Questions about the alliance and its role arose this week after news that the Economic
Development Corporation of Shasta County, half-funded with public
dollars, gave the politically based alliance $1,500 to study a proposed
gravel plant.
But only the EDC's private sector contributions -- no public dollars -- paid for the
report by consultant Diaz Associates, a Redding land use and environmental planning
firm, EDC President Jim Zauher said.
The EDC, a nonprofit group, gets about half its budget from private sector contributors
and half from publicly funded sources, he said. That includes about $140,000 from
the city of Redding, $55,000 from Shasta County, $25,000 from Shasta Lake and $16,000
from Anderson.
The EDC must file monthly line-item reimbursement invoices with Redding, for example,
before the city will dole out portions of EDC's agreed allotment, Zauher said.
"We don't just get paid up- front. We have to submit a bill, and it has to show the
work," he said.
Redding City Manager Kurt Starman confirmed that this Thursday, saying the invoices
are open to public review. He said the city's finance department reviews the invoices
to be sure the public's money is spent promoting business development in the area,
as city officials expect.
As for the EDC's private-sector dollars, contributors leave that spending up to its
20-member board of directors.
The board agreed to pool money with the Shasta Builders' Exchange, which gave a reported
$1,000, to conduct the independent environmental study of the Shasta Ranch sand-and-gravel
project, proposed southeast of Anderson.
Zauher stressed that the reason for the study is to educate the board on the project.

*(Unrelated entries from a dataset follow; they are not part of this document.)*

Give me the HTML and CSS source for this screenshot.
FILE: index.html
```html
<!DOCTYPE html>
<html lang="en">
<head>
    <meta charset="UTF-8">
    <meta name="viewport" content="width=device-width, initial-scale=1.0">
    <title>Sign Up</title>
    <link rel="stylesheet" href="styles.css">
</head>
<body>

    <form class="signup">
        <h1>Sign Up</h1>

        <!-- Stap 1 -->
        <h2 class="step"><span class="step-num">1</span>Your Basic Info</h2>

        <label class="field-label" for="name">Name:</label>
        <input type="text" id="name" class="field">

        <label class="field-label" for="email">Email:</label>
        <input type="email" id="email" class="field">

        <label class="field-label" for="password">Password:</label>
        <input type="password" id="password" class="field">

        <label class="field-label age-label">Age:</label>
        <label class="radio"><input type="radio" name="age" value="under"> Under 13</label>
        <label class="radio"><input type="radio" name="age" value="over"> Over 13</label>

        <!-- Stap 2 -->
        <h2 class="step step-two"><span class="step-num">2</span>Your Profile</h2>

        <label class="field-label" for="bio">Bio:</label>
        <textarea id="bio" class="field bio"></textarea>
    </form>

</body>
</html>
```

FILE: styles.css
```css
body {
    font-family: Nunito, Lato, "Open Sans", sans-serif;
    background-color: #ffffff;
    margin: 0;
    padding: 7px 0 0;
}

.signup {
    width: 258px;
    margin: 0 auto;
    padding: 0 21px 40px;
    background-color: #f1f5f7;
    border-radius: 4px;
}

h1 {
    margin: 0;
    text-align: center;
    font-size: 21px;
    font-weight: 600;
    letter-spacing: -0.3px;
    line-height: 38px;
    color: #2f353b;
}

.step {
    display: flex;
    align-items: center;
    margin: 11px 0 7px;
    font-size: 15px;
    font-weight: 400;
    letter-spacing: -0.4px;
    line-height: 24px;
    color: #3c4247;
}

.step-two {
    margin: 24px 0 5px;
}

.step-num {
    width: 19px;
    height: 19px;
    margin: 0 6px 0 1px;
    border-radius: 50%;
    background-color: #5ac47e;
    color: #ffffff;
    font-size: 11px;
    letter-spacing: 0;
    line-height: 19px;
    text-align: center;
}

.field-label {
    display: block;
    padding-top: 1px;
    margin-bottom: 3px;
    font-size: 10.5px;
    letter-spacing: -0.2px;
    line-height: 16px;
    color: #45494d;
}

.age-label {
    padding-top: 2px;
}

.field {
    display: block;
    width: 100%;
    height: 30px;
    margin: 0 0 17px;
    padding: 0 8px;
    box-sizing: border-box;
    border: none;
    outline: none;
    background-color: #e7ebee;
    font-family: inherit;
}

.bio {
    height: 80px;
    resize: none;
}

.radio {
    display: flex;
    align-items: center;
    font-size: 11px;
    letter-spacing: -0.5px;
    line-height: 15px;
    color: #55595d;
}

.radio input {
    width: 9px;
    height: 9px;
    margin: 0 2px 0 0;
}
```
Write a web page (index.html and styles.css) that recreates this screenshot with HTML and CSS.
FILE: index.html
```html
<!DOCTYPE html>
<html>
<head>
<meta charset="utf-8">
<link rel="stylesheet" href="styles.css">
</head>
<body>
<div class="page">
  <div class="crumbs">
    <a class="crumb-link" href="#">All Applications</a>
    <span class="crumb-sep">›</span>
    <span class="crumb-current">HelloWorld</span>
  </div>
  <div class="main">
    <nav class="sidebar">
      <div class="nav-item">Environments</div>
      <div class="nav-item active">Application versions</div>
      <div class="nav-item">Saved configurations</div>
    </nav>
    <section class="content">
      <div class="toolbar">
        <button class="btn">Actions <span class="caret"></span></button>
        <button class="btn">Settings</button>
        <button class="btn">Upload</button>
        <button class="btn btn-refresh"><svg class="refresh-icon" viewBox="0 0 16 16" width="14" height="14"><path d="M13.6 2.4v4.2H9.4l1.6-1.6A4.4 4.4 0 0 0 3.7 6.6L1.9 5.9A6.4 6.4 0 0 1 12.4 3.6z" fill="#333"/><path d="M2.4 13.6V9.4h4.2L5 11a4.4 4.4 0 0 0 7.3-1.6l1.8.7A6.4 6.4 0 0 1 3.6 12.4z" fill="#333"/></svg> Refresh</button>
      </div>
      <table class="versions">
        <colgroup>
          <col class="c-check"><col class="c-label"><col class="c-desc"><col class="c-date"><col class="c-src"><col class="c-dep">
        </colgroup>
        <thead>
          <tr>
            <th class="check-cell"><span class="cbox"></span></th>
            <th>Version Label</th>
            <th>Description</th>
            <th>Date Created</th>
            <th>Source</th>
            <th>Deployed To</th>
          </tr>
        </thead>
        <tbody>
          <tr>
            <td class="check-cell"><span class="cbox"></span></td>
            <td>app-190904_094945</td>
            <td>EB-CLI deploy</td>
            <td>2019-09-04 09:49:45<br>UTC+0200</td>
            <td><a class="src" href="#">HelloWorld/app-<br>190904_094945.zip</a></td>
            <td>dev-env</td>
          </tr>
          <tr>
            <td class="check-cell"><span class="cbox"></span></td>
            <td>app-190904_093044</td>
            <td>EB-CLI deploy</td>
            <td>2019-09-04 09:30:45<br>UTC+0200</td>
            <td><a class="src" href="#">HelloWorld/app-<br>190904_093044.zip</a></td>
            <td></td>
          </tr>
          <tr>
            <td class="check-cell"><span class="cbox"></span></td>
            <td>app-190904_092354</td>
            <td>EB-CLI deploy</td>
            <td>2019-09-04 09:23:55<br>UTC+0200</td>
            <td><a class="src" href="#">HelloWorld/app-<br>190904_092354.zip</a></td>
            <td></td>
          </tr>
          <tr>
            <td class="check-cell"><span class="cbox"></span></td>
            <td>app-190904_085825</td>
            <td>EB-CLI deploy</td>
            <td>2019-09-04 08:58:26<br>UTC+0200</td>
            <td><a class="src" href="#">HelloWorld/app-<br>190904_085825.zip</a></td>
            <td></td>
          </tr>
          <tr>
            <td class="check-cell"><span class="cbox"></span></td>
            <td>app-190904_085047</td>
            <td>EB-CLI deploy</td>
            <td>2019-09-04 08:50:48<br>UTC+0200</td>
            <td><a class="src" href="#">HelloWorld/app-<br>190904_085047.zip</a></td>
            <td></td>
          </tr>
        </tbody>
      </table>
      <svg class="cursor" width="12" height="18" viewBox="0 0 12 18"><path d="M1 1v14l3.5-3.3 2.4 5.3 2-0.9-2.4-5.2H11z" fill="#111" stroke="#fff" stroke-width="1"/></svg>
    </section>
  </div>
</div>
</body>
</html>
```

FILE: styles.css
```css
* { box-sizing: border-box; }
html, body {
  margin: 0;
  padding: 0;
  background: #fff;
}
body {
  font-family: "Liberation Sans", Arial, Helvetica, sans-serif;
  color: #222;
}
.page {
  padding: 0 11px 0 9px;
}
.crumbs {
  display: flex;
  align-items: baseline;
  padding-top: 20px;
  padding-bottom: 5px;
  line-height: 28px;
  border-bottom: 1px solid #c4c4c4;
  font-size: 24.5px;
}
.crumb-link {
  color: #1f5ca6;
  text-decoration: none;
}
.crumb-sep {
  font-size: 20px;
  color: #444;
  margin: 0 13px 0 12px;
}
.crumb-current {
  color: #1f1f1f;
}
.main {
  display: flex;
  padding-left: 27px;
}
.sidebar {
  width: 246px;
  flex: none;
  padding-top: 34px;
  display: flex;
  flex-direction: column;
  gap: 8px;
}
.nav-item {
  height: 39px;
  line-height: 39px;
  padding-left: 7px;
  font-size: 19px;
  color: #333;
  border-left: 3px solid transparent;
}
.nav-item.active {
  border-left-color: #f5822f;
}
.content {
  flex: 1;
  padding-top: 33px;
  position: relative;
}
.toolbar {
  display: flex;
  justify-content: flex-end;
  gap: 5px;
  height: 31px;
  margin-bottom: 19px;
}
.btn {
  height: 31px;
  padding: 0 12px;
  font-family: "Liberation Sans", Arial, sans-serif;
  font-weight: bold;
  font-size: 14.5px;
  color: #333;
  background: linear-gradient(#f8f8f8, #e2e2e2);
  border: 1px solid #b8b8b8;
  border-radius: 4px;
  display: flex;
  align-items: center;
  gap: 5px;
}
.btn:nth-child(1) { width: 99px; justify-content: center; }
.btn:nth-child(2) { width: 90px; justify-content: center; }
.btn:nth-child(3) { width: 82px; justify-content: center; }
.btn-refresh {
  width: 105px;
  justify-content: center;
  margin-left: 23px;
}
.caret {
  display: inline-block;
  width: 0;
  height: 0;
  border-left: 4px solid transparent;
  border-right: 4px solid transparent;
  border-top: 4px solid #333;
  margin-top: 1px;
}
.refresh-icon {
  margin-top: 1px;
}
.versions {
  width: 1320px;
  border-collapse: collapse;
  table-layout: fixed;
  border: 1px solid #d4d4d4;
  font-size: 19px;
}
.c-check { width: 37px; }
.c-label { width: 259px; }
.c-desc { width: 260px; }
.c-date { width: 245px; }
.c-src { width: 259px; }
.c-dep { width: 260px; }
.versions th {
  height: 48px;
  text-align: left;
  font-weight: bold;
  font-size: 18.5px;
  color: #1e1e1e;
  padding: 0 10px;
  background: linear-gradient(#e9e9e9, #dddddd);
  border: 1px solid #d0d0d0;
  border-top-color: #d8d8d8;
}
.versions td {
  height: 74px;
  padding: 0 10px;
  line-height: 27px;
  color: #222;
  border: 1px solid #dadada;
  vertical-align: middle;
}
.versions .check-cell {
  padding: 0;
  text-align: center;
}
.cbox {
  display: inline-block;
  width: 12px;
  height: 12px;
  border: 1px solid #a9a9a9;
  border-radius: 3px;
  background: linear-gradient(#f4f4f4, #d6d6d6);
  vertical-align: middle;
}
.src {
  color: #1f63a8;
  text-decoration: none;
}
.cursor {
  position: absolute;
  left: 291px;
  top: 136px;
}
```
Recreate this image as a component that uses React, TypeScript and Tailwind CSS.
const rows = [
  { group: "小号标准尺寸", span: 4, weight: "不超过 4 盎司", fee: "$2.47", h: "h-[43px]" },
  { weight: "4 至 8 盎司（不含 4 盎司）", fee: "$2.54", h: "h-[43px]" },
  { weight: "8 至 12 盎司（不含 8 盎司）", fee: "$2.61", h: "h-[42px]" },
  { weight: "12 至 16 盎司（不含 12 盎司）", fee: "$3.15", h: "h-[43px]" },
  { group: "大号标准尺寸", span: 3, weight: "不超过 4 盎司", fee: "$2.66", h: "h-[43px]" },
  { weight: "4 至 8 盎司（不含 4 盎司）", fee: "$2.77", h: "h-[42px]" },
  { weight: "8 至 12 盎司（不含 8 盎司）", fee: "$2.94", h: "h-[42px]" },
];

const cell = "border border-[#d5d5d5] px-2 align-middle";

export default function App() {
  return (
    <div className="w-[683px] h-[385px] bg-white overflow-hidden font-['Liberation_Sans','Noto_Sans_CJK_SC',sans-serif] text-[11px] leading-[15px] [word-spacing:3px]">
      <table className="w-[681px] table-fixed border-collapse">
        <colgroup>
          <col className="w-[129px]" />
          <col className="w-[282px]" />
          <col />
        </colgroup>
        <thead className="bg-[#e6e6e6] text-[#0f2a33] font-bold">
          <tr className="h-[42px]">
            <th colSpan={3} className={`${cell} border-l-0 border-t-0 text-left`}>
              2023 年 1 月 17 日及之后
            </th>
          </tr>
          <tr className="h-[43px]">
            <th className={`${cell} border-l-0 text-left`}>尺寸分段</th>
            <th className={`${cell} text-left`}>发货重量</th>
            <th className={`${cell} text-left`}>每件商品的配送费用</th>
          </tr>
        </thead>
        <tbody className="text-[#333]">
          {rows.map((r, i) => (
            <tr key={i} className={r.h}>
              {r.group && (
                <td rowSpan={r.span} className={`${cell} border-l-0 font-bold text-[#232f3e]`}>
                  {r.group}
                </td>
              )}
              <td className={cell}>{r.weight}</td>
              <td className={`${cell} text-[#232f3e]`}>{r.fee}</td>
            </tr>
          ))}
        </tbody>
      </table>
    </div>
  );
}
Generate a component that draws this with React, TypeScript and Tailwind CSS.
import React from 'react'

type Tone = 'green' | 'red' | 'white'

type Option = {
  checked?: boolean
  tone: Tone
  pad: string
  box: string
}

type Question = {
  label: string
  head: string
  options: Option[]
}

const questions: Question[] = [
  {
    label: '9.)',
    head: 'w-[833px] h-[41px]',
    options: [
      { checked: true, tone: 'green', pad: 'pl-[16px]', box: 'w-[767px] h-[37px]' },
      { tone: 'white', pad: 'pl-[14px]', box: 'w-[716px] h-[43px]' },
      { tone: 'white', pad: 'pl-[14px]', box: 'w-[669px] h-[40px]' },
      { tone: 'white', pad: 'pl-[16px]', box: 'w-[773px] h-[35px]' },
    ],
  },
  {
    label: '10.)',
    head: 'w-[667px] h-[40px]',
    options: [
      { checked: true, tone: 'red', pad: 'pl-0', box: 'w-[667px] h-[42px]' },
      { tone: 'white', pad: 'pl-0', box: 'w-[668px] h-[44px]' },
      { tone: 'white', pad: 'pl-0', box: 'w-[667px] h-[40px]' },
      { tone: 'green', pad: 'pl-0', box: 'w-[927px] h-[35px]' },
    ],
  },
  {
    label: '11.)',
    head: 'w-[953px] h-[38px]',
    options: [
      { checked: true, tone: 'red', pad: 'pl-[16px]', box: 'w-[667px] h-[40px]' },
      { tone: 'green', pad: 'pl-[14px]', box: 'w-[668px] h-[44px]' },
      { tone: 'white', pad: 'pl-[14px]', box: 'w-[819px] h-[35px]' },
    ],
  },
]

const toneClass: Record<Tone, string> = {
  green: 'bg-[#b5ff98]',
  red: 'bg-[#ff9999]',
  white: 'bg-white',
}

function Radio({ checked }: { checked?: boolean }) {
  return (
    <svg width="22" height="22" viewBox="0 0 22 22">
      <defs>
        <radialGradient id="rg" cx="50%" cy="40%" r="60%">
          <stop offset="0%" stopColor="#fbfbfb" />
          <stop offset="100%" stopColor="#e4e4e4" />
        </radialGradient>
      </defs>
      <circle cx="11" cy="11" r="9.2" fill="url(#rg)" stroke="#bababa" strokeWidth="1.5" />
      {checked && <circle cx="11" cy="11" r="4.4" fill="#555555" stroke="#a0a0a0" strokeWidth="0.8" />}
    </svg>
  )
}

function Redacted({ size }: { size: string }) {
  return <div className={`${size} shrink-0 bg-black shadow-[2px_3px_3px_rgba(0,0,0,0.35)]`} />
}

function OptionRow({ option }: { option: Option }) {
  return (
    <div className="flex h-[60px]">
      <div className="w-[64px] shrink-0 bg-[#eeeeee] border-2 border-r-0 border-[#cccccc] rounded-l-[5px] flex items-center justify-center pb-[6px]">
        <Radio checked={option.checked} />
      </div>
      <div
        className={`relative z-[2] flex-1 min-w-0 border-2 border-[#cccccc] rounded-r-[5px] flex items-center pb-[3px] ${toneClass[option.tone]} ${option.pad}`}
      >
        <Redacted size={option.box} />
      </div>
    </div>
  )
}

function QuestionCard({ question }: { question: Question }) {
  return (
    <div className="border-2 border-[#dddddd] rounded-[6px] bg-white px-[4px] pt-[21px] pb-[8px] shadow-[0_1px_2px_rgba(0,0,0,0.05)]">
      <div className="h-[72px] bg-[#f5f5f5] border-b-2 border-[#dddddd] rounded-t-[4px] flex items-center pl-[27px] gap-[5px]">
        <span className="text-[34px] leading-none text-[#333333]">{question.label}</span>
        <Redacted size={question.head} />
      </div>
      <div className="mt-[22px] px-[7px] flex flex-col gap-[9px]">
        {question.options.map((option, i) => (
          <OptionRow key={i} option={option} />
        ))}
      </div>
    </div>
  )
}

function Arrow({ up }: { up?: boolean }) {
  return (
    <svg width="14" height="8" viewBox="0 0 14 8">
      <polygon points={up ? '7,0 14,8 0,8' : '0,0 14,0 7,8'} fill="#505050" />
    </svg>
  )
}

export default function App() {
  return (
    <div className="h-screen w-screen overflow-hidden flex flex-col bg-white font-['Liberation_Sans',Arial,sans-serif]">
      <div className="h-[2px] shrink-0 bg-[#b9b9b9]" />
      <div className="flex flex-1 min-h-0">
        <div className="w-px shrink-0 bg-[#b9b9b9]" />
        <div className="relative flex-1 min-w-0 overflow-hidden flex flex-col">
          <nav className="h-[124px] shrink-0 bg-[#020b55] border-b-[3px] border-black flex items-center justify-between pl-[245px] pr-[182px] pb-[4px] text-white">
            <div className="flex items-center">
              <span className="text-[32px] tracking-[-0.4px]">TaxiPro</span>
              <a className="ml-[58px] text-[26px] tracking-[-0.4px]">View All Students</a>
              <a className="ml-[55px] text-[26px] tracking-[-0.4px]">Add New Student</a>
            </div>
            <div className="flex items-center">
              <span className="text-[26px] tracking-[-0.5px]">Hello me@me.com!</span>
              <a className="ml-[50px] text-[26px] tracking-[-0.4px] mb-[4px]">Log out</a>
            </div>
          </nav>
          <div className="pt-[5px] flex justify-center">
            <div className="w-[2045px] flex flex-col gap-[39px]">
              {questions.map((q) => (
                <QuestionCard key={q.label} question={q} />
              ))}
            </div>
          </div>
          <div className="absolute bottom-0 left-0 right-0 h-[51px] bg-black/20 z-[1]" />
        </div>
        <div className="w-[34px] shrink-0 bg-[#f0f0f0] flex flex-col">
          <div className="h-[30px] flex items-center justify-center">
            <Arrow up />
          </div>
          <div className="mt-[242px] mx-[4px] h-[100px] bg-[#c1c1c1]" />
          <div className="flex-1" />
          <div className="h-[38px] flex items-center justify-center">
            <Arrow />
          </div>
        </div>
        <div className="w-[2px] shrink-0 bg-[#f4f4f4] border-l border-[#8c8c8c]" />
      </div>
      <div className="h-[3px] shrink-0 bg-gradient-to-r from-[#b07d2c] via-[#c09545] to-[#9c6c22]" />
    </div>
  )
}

The EDC doesn't have a position on the gravel plant and won't necessarily have one
after the study, he said.
The EDC is not an alliance member; the builders' exchange is. Both have a history
of joining forces with the Shasta Board of Realtors and the Greater Redding Chamber
of Commerce for such studies, Shasta Builders' Exchange CEO Kent Dagg said Thursday.
Those four groups pooled money to fund a study of the Knauf Fiberglass plant before
it was built in Shasta Lake, he said.
Except this time, Dagg said the agencies can let Shasta Alliance find a consultant
and negotiate a price, for example. That task fits perfectly with the mission statement
of the alliance, which is "not just set up to be a PAC," Dagg said.
Although they were asked, the chamber and Realtors' organizations declined to partner
in the Shasta Ranch study, Dagg said. The chamber did its own analysis through members
who are engineers, he said.
City Councilman John Mathena, who the alliance did not endorse in his current bid
for re-election, said it surprised him that the organizations wouldn't work independently
of the PAC.
"I don't understand why the Shasta Alliance is in all the middle of that," Mathena
said. "You're not a partner if you're giving them the money."
Also, public funds help pay for Zauher's salary and office, he said. Zauher said the
alliance is just a vehicle for ensuring sound economic development.
"We've never gotten tied into the chamber's political action committee ... and I don't
see why we would be tied into the alliance's," Zauher said. "To me, this is obviously
very apolitical. It's an independent study."